The byte of the apple

DENVER, COLORADO. Apple Stores are sleek, bright, contemporary and usually filled with a United Nations crowd of consumers. Each wants to (a) own the latest piece of Mac technology or (b) at least touch the goods that are planfully scattered throughout the store.

ripe red apple with green leaf isolated on whiteWalking in, you could be greeted by a hip-looking girl wearing jeans and sporting nicely painted eyes or a spikey-haired twenty-something with piercings. Either would ask why you’re visiting the store that day.

“I’ve got a bunch of questions and I’d like to look at an iPhone,” I told the guy with the hair.

“No worries,” he said, “Follow me and we’ll find someone to help you.”

We wound our way to the rear of the store (Genius Bar located there), passing mostly young customers who were busy playing with technology, where Spikey Hair introduced me to Kahfim whose sense of style began with fashionable black, rectangular glasses that matched his hair and set off his clear, olive skin. He wore a light turquoise t-shirt with the words, “Santa’s got elves. You’ve got me.” on the front.

“How’s it going?” he asked.

“Good, I have a bunch of questions,” I answered.

“Hit me up, bro.” And for the next hour, Kahfim answered them, showing passion for his job and patience with me.

“Do you ever get tired of answering questions?” I asked.

“Never. I get tired of the technology sometimes, but I really like helping people. How could you get tired of that?” he answered, making me think there really wasn’t any other answer for him.

And, so, I bought some equipment, signed up for service, paid the tab using a wireless credit card device strapped to Kahfim’s belt, and walked out with a fully functional iPhone perfectly connected to my existing email account to which my Apple Store receipt had been mailed.

On the taxi ride to my hotel, I couldn’t help but think about the Apple Store Experience. Planned. Branded. Customer-focused. People-centered. Fun. Fast, but not hurried. Passionate employees.

Apple has the Store right. And (depending on your loyalties) the right designs on technology.

I want to go back next week to see what’s new. Or, maybe just for the feeling.

I think I’ve been bitten.

CHARLOTTE, NORTH CAROLINA…An December 27 Update: My second Apple Store experience was as cool as the first but in a different way. It seems that the iPhone is a remarkably brilliant device. It’s also true that it only works on one cellular network and in many places that would be “not so well.”

But the sales folks were helpful and understanding when I returned it. No questions asked except if there was something wrong with the phone. The answer to that was a “no” followed by “just the network.” I don’t think this came as a great surprise to Dan of Apple. He’d heard that one before, I’d bet.

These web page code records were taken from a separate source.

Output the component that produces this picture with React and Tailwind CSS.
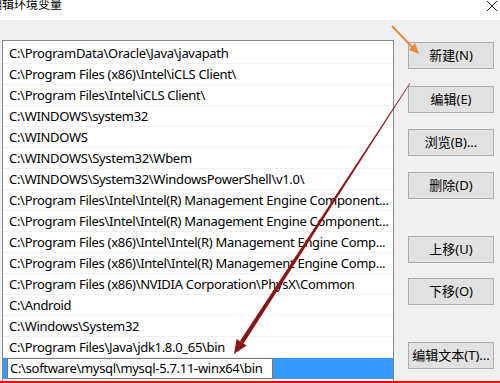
import React from 'react';

const paths = [
  'C:\\ProgramData\\Oracle\\Java\\javapath',
  'C:\\Program Files (x86)\\Intel\\iCLS Client\\',
  'C:\\Program Files\\Intel\\iCLS Client\\',
  'C:\\WINDOWS\\system32',
  'C:\\WINDOWS',
  'C:\\WINDOWS\\System32\\Wbem',
  'C:\\WINDOWS\\System32\\WindowsPowerShell\\v1.0\\',
  'C:\\Program Files\\Intel\\Intel(R) Management Engine Component...',
  'C:\\Program Files\\Intel\\Intel(R) Management Engine Component...',
  'C:\\Program Files (x86)\\Intel\\Intel(R) Management Engine Comp...',
  'C:\\Program Files (x86)\\Intel\\Intel(R) Management Engine Comp...',
  'C:\\Program Files (x86)\\NVIDIA Corporation\\PhysX\\Common',
  'C:\\Android',
  'C:\\Windows\\System32',
  'C:\\Program Files\\Java\\jdk1.8.0_65\\bin',
];

const buttons = [
  { label: '新建(N)', mt: 'mt-0' },
  { label: '编辑(E)', mt: 'mt-[17px]' },
  { label: '浏览(B)...', mt: 'mt-[16px]' },
  { label: '删除(D)', mt: 'mt-[16px]' },
  { label: '上移(U)', mt: 'mt-[37px]' },
  { label: '下移(O)', mt: 'mt-[15px]' },
  { label: '编辑文本(T)...', mt: 'mt-[37px]' },
];

export default function App() {
  return (
    <div
      className="relative w-[500px] h-[383px] overflow-hidden bg-[#f0f0f0] text-[13px] text-black"
      style={{ fontFamily: '"Noto Sans", "Noto Sans CJK SC", sans-serif' }}
    >
      {/* title bar */}
      <div className="h-[20px] bg-white flex items-start justify-between">
        <span className="ml-[-10px] mt-[-3px] text-[12px] leading-[16px]">编辑环境变量</span>
        <svg width="12" height="12" viewBox="0 0 12 12" className="mr-[2px]">
          <path d="M1 1 L11 11 M11 1 L1 11" stroke="#222" strokeWidth="1" />
        </svg>
      </div>

      <div className="flex items-start">
        {/* path list */}
        <div className="ml-[2px] mt-[20px] w-[392px] h-[400px] border border-[#828790] bg-white pt-[2px] tracking-[-0.3px]">
          {paths.map((p, i) => (
            <div
              key={i}
              className="h-[21px] border-b border-[#f0f0f0] pl-[6px] leading-[20px] whitespace-nowrap overflow-hidden"
            >
              {p}
            </div>
          ))}
          <div className="h-[21px] bg-[#3399ff] flex">
            <div className="ml-[4px] w-[266px] h-[21px] border border-[#7a7a7a] bg-white pl-[2px] leading-[19px] whitespace-nowrap overflow-hidden">
              C:\software\mysql\mysql-5.7.11-winx64\bin
            </div>
          </div>
        </div>

        {/* buttons */}
        <div className="ml-[14px] mt-[22px] flex flex-col">
          {buttons.map((b) => (
            <div
              key={b.label}
              className={`${b.mt} w-[86px] h-[27px] border border-[#adadad] bg-[#e1e1e1] flex items-center justify-center`}
            >
              {b.label}
            </div>
          ))}
        </div>
      </div>

      {/* red bottom line */}
      <div className="absolute left-0 right-0 top-[381px] h-[2px] bg-[#ff0000]" />

      {/* annotation arrows */}
      <svg className="absolute inset-0 pointer-events-none" width="500" height="383">
        <line x1="392" y1="26" x2="412" y2="47" stroke="#f0883a" strokeWidth="2" />
        <polygon points="419,54 409,50 415,43" fill="#f0883a" />
        <polygon points="409.7,83 410.3,83.3 243.6,343.5 240,341" fill="#8b1414" />
        <polygon points="234,354 236.6,339 246.6,345.6" fill="#8b1414" />
      </svg>
    </div>
  );
}
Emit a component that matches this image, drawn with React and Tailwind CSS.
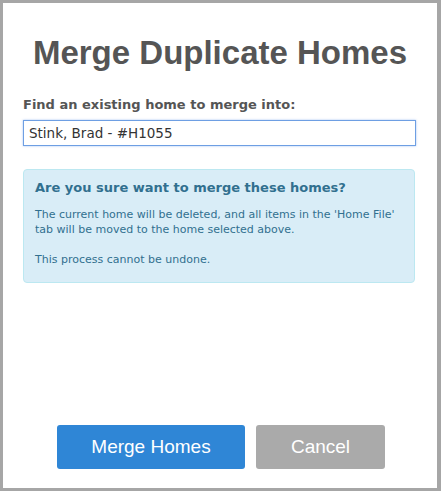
export default function App() {
    return (
        <div className="w-[441px] h-[491px] bg-white border-[#a6a6a6] border-t-[3px] border-l-[3px] border-b-[3px] border-r-[4px] flex flex-col">
            <h1 className="text-center text-[33px] font-bold text-[#555555] pt-[30px] leading-[40px] font-['Liberation_Sans',Arial,sans-serif]">
                Merge Duplicate Homes
            </h1>
            <div className="px-[20px] mt-[24px] font-['DejaVu_Sans',Verdana,sans-serif]">
                <label className="block text-[13px] font-bold text-[#555555] leading-[16px]">
                    Find an existing home to merge into:
                </label>
                <input
                    defaultValue="Stink, Brad - #H1055"
                    className="mt-[7px] w-[393px] h-[26px] border border-[#6e9fe3] shadow-[0_0_2px_rgba(102,150,233,0.6)] px-[5px] text-[13.5px] text-[#333333] outline-none"
                />
                <div className="mt-[23px] w-[392px] h-[114px] rounded-[4px] bg-[#d9edf7] border border-[#bce8f1] text-[#31708f] px-[11px] pt-[10px]">
                    <div className="text-[13px] font-bold leading-[16px]">
                        Are you sure want to merge these homes?
                    </div>
                    <p className="mt-[11px] text-[11px] leading-[15px]">
                        The current home will be deleted, and all items in the 'Home File' tab will be moved to the home selected above.
                    </p>
                    <p className="mt-[15px] text-[11px] leading-[15px]">
                        This process cannot be undone.
                    </p>
                </div>
            </div>
            <div className="mt-auto mb-[19px] pl-[2px] flex justify-center gap-[11px] font-['Liberation_Sans',Arial,sans-serif]">
                <button className="w-[188px] h-[44px] rounded-[3px] bg-[#2f86d6] text-white text-[19px]">
                    Merge Homes
                </button>
                <button className="w-[129px] h-[44px] rounded-[3px] bg-[#aaaaaa] text-white text-[19px]">
                    Cancel
                </button>
            </div>
        </div>
    );
}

Life without an iPhone. Deal with it.


One response

  1. Is it not amazing how the right the right solution really is the total package? I have often marveled at the fact that Apple always made sure that the software and the hardware work seamlessly together. But it is not just enough to tell someone what you will deliver (hardware/experience) but also to have the horse power, software in this case, that can deliver that final experience, and the mind to teach how the solution works. The final touch that Apple provides beyond the hardware and software, and it is the one many always forget, is the undying commitment to customer service.

    How often do companies or individuals possessing the “right solution” forget that last part? Too often. The annals of business are riddled with the “amazing” things that never got of the ground. The product was there and often so was the marketing but there was no “Kahfim” tirelessly explaining and teaching the new users.

    Kudos to Apple and all those like them, and cheers to you Jake on your new IPhone.